--- RECORDS TO PROCESS ---
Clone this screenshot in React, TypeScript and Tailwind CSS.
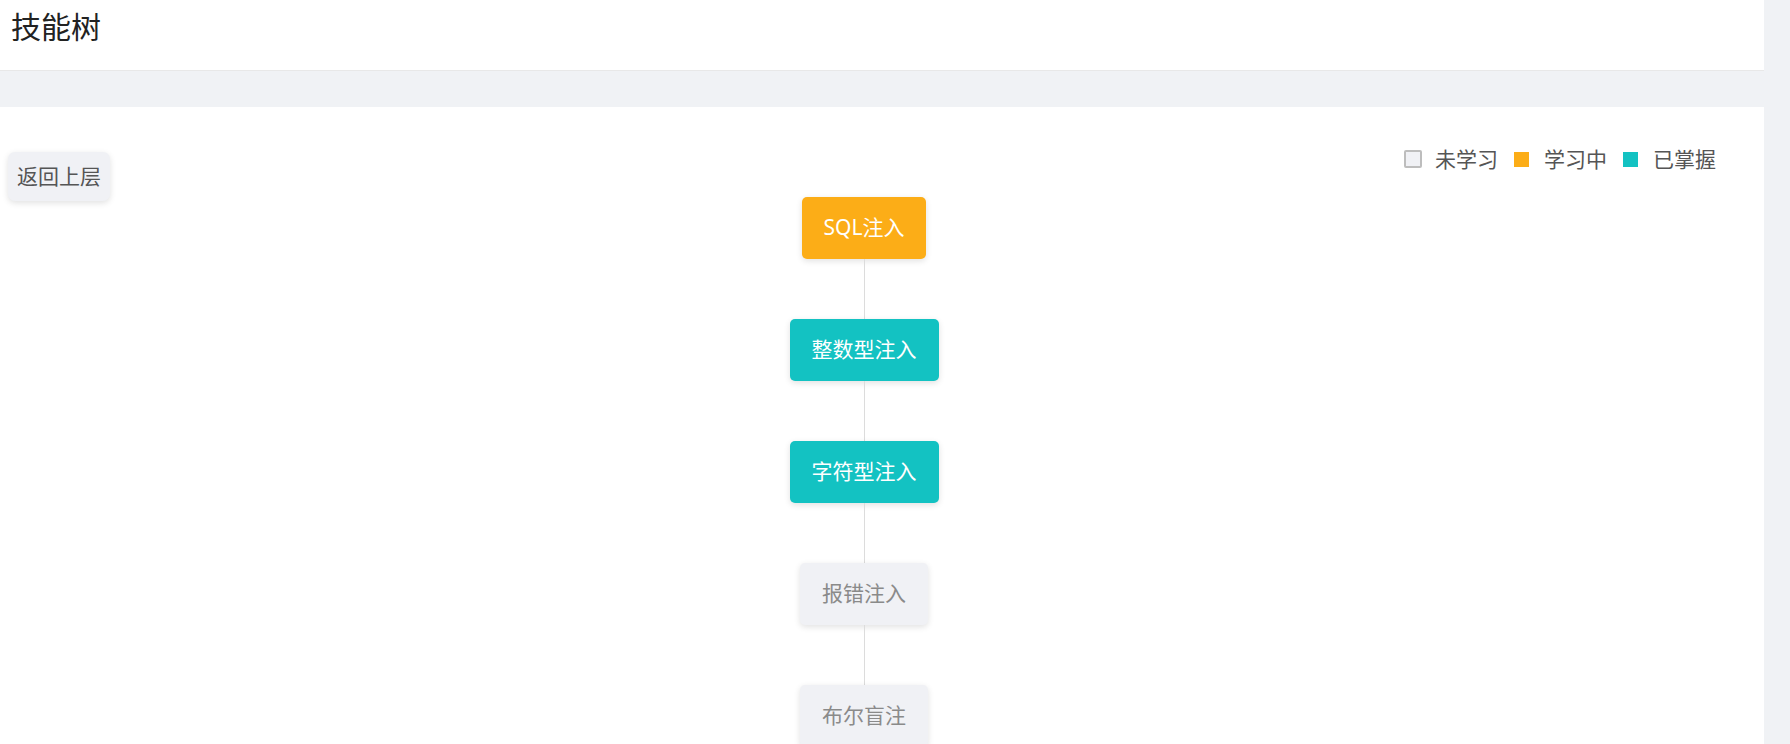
// 技能树页面：顶部标题栏 + 技能节点竖向链条 + 图例
type Status = "todo" | "learning" | "done";

const nodes: { label: string; status: Status }[] = [
  { label: "SQL注入", status: "learning" },
  { label: "整数型注入", status: "done" },
  { label: "字符型注入", status: "done" },
  { label: "报错注入", status: "todo" },
  { label: "布尔盲注", status: "todo" },
];

const nodeClass: Record<Status, string> = {
  learning: "bg-[#fcad17] text-white",
  done: "bg-[#13c2c2] text-white",
  todo: "bg-[#f0f1f5] text-[#8a8a8a]",
};

const font = { fontFamily: '"Noto Sans", "Noto Sans CJK SC", sans-serif' };

function Legend() {
  return (
    <div className="flex items-center whitespace-nowrap text-[21px] leading-[28px] text-[#555]">
      <span className="h-[18px] w-[18px] shrink-0 rounded-[2px] border-2 border-[#bdbdbd] bg-[#f0f1f5]" />
      <span className="ml-[13px]">未学习</span>
      <span className="ml-[16px] h-[15px] w-[15px] shrink-0 bg-[#fcad17]" />
      <span className="ml-[15px]">学习中</span>
      <span className="ml-[16px] h-[15px] w-[15px] shrink-0 bg-[#13c2c2]" />
      <span className="ml-[15px]">已掌握</span>
    </div>
  );
}

export default function App() {
  return (
    <div className="flex h-[744px] w-full flex-col overflow-hidden bg-[#f0f2f5] pr-[26px]" style={font}>
      <header className="h-[71px] shrink-0 border-b border-[#e8e8e8] bg-white pl-[11px] pt-[11px]">
        <h1 className="text-[30px] leading-[32px] text-[#222]">技能树</h1>
      </header>

      <main className="mt-[36px] flex flex-1 bg-white">
        <div className="w-[323px] shrink-0 pl-[8px] pt-[45px]">
          <button className="h-[49px] w-[102px] rounded-[7px] bg-[#f0f1f5] text-[21px] text-[#555] shadow-[0_2px_6px_rgba(0,0,0,0.12)]">
            返回上层
          </button>
        </div>

        <div className="flex flex-1 flex-col items-center pt-[90px]">
          {nodes.map((n, i) => (
            <div key={n.label} className="flex flex-col items-center">
              {i > 0 && <div className="h-[60px] w-px bg-[#dcdcdc]" />}
              <div
                className={`flex h-[62px] items-center whitespace-nowrap rounded-[5px] px-[22px] text-[21px] shadow-[0_2px_6px_rgba(0,0,0,0.12)] ${nodeClass[n.status]}`}
              >
                {n.label}
              </div>
            </div>
          ))}
        </div>

        <div className="flex w-[359px] shrink-0 justify-end pr-[48px] pt-[38px]">
          <div className="h-fit shrink-0">
            <Legend />
          </div>
        </div>
      </main>
    </div>
  );
}
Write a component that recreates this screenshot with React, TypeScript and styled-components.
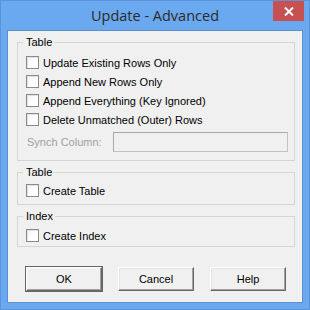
import styled, { createGlobalStyle } from "styled-components";

const Global = createGlobalStyle`
  html, body {
    margin: 0;
    padding: 0;
    background: #ffffff;
  }
  * {
    box-sizing: border-box;
  }
`;

const Frame = styled.div`
  width: 310px;
  height: 310px;
  background: #6aa8ef;
  border: 1px solid #5a93d8;
  padding: 0 6px 6px 6px;
  display: flex;
  flex-direction: column;
`;

const TitleBar = styled.div`
  position: relative;
  height: 29px;
  display: flex;
  align-items: center;
  justify-content: center;
  font-family: "Open Sans", "Noto Sans", sans-serif;
  font-size: 14.5px;
  color: #2b2b2b;
  padding-bottom: 1px;
`;

const CloseButton = styled.div`
  position: absolute;
  top: 0;
  right: -1px;
  width: 31px;
  height: 20px;
  background: #c75050;
  display: flex;
  align-items: center;
  justify-content: center;
`;

const Client = styled.div`
  flex: 1;
  background: #f0f0f0;
  border: 1px solid #5b8fcf;
  padding: 5px 7px 0 9px;
  display: flex;
  flex-direction: column;
  font-family: "Liberation Sans", Arial, sans-serif;
  font-size: 11px;
  color: #000;
`;

const Group = styled.fieldset<{ $pad: string; $gap?: number }>`
  margin: 0 0 ${(p) => p.$gap ?? 0}px 0;
  padding: ${(p) => p.$pad};
  border: 1px solid #d5d5d5;
  display: flex;
  flex-direction: column;
`;

const Legend = styled.legend`
  margin-left: -3px;
  padding: 0 2px 0 3px;
  line-height: 13px;
  color: #000;
`;

const CheckRow = styled.label<{ $mb?: number }>`
  display: flex;
  align-items: center;
  height: 13px;
  gap: 4px;
  margin-bottom: ${(p) => p.$mb ?? 0}px;
`;

const Box = styled.span`
  width: 13px;
  height: 13px;
  border: 1px solid #8a8a8a;
  background: linear-gradient(135deg, #f4f4f4 0%, #ffffff 60%);
  box-shadow: inset 1px 1px 0 #e2e2e2;
  flex: none;
`;

const SynchRow = styled.div`
  display: flex;
  align-items: center;
  margin-top: 6px;
`;

const SynchLabel = styled.span`
  width: 87px;
  color: #a0a0a0;
  padding-left: 1px;
`;

const SynchInput = styled.div`
  width: 175px;
  height: 20px;
  background: #f0f0f0;
  border: 1px solid #c2c2c2;
  border-top-color: #a8a8a8;
  border-left-color: #a8a8a8;
`;

const ButtonRow = styled.div`
  display: flex;
  gap: 16px;
  padding-left: 9px;
  margin-top: 20px;
`;

const Button = styled.div<{ $default?: boolean }>`
  width: 76px;
  height: 24px;
  display: flex;
  align-items: center;
  justify-content: center;
  background: #f0f0f0;
  color: #000;
  border: 1px solid;
  border-color: #ffffff #696969 #696969 #ffffff;
  box-shadow: ${(p) =>
    p.$default
      ? "0 0 0 1px #646464, inset -1px -1px 0 #a0a0a0"
      : "inset -1px -1px 0 #a0a0a0, inset 1px 1px 0 #e3e3e3"};
`;

const rows = [
  "Update Existing Rows Only",
  "Append New Rows Only",
  "Append Everything (Key Ignored)",
  "Delete Unmatched (Outer) Rows",
];

export default function App() {
  return (
    <>
      <Global />
      <Frame>
        <TitleBar>
          Update - Advanced
          <CloseButton>
            <svg width="10" height="9" viewBox="0 0 10 9">
              <path d="M1 0.5 L9 8.5 M9 0.5 L1 8.5" stroke="#ffffff" strokeWidth="2" />
            </svg>
          </CloseButton>
        </TitleBar>
        <Client>
          <Group $pad="7px 0 8px 8px" $gap={5}>
            <Legend>Table</Legend>
            {rows.map((r, i) => (
              <CheckRow key={r} $mb={i < rows.length - 1 ? 6 : 0}>
                <Box />
                {r}
              </CheckRow>
            ))}
            <SynchRow>
              <SynchLabel>Synch Column:</SynchLabel>
              <SynchInput />
            </SynchRow>
          </Group>
          <Group $pad="5px 0 7px 8px" $gap={5}>
            <Legend>Table</Legend>
            <CheckRow>
              <Box />
              Create Table
            </CheckRow>
          </Group>
          <Group $pad="6px 0 4px 8px">
            <Legend>Index</Legend>
            <CheckRow>
              <Box />
              Create Index
            </CheckRow>
          </Group>
          <ButtonRow>
            <Button $default>OK</Button>
            <Button>Cancel</Button>
            <Button>Help</Button>
          </ButtonRow>
        </Client>
      </Frame>
    </>
  );
}
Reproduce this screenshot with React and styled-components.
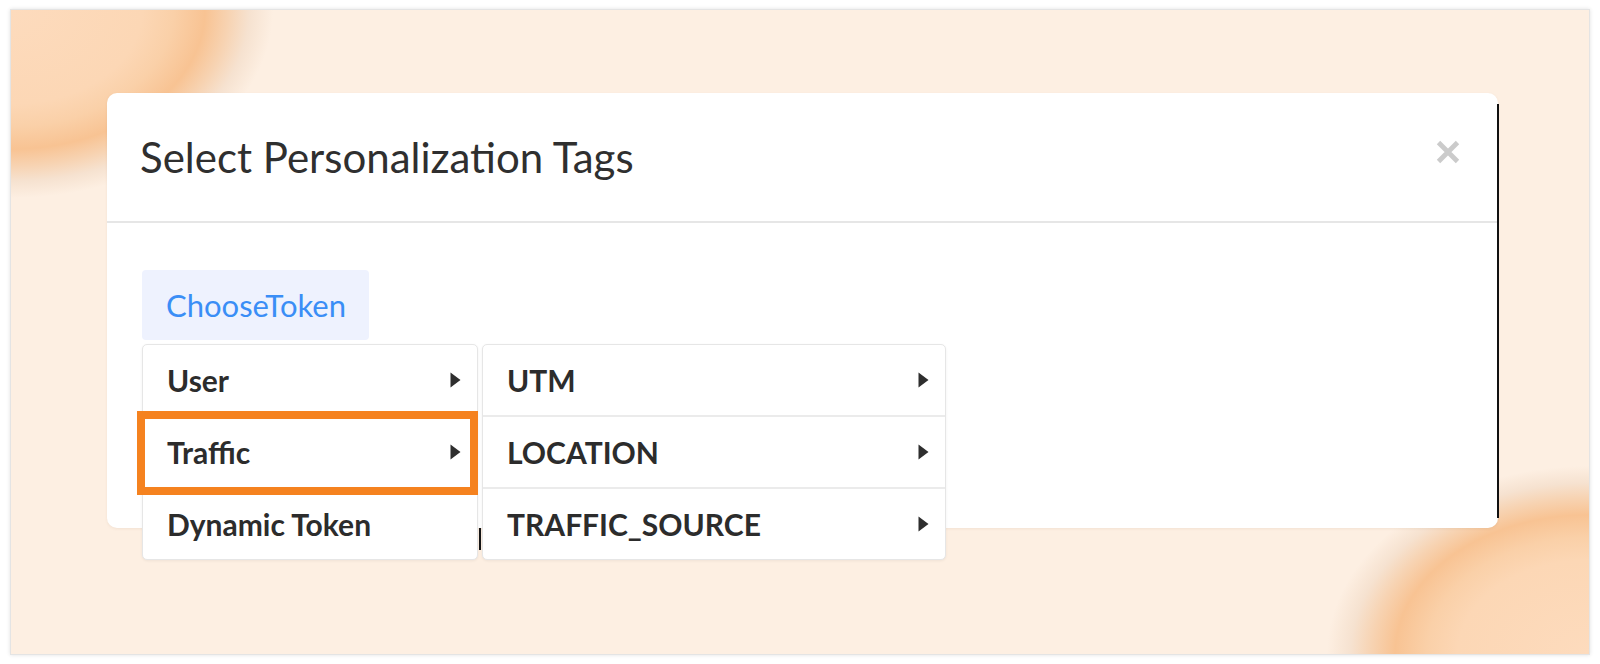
import React from "react";
import styled, { createGlobalStyle } from "styled-components";

const Global = createGlobalStyle`
  html, body { margin: 0; padding: 0; background: #ffffff; }
  body { font-family: Lato, "Noto Sans", sans-serif; }
  * { box-sizing: border-box; }
`;

const Page = styled.div`
  width: 1600px;
  height: 664px;
  padding: 9px 10px 9px 10px;
  background: #ffffff;
`;

const ring = (pos) => `radial-gradient(ellipse 262px 188px at ${pos}, #fddbbd 0%, #fcd7b5 50%, #fad0a8 62%, #f8c393 74%, #f7d3b2 83%, #f6e2d0 91%, rgba(253, 239, 226, 0) 100%)`;

const Frame = styled.div`
  width: 1580px;
  height: 646px;
  border: 1px solid #e4e4e4;
  box-shadow: 0 0 4px rgba(0, 0, 0, 0.12);
  padding: 83px 0 0 96px;
  background: ${ring("0 0")}, ${ring("100% 100%")}, #fdefe2;
`;

const Modal = styled.div`
  position: relative;
  width: 1391px;
  height: 435px;
  background: #ffffff;
  border-radius: 10px;
  box-shadow: 0 1px 3px rgba(120, 80, 40, 0.08);
  &::after {
    content: "";
    position: absolute;
    right: -1px;
    top: 11px;
    bottom: 10px;
    width: 2px;
    background: #111111;
  }
`;

const Header = styled.div`
  height: 130px;
  display: flex;
  align-items: center;
  justify-content: space-between;
  padding: 0 38px 0 33px;
  border-bottom: 2px solid #e6e6e6;
`;

const Title = styled.h2`
  margin: 0;
  font-family: Lato, "Noto Sans", sans-serif;
  font-weight: 400;
  font-size: 42px;
  color: #2f2f2f;
  letter-spacing: 0;
`;

const Close = styled.button`
  border: 0;
  padding: 0;
  background: transparent;
  width: 24px;
  height: 24px;
  margin-top: -11px;
  display: flex;
  cursor: pointer;
`;

const Body = styled.div`
  padding: 47px 0 0 35px;
`;

const Tab = styled.div`
  display: flex;
  width: fit-content;
  align-items: center;
  height: 70px;
  padding: 0 23px 0 24px;
  background: #eef2fe;
  border-radius: 4px;
  font-family: Lato, "Noto Sans", sans-serif;
  font-size: 31px;
  font-weight: 400;
  color: #3a8ef6;
`;

const Menus = styled.div`
  position: relative;
  display: flex;
  gap: 4px;
  margin-top: 4px;
  align-items: flex-start;
  &::after {
    content: "";
    position: absolute;
    left: 337px;
    top: 184px;
    width: 2px;
    height: 22px;
    background: #151515;
  }
`;

const Column = styled.div`
  width: ${(p) => p.$w}px;
  background: #ffffff;
  border: 1px solid #e6e6e6;
  border-radius: 5px;
  box-shadow: 0 1px 3px rgba(0, 0, 0, 0.06);
  display: flex;
  flex-direction: column;
`;

const Row = styled.div`
  position: relative;
  height: 72px;
  display: flex;
  align-items: center;
  justify-content: space-between;
  padding: 0 16px 0 24px;
  border-bottom: 2px solid #ebebeb;
  font-family: Lato, "Noto Sans", sans-serif;
  font-size: 30px;
  font-weight: 700;
  color: #2c2c2c;
  &:last-child {
    border-bottom: 0;
    height: 70px;
  }
`;

const Highlight = styled.div`
  position: absolute;
  left: -6px;
  top: -6px;
  right: -1px;
  bottom: -8px;
  border: 8px solid #f5821f;
  pointer-events: none;
`;

const Caret = () => (
  <svg width="11" height="16" viewBox="0 0 11 16">
    <path d="M0.5 0.5 L10.5 8 L0.5 15.5 Z" fill="#2e2e2e" />
  </svg>
);

const left = [
  { label: "User", sub: true },
  { label: "Traffic", sub: true, hl: true },
  { label: "Dynamic Token", sub: false },
];

const right = [
  { label: "UTM", sub: true },
  { label: "LOCATION", sub: true },
  { label: "TRAFFIC_SOURCE", sub: true },
];

export default function App() {
  return (
    <>
      <Global />
      <Page>
        <Frame>
          <Modal>
            <Header>
              <Title>Select Personalization Tags</Title>
              <Close aria-label="close">
                <svg width="24" height="24" viewBox="0 0 24 24">
                  <path d="M2.5 2.5 L21.5 21.5 M21.5 2.5 L2.5 21.5" stroke="#cbcbcb" strokeWidth="4.8" strokeLinecap="butt" />
                </svg>
              </Close>
            </Header>
            <Body>
              <Tab>ChooseToken</Tab>
              <Menus>
                <Column $w={336}>
                  {left.map((it) => (
                    <Row key={it.label}>
                      <span>{it.label}</span>
                      {it.sub && <Caret />}
                      {it.hl && <Highlight />}
                    </Row>
                  ))}
                </Column>
                <Column $w={464}>
                  {right.map((it) => (
                    <Row key={it.label}>
                      <span>{it.label}</span>
                      {it.sub && <Caret />}
                    </Row>
                  ))}
                </Column>
              </Menus>
            </Body>
          </Modal>
        </Frame>
      </Page>
    </>
  );
}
---
◆ WRITTEN INSTRUCTION
Copy out each line of the records where the string "TypeScript" appears.

◆ OUTPUT FOR THIS TASK
Clone this screenshot in React, TypeScript and Tailwind CSS.
Write a component that recreates this screenshot with React, TypeScript and styled-components.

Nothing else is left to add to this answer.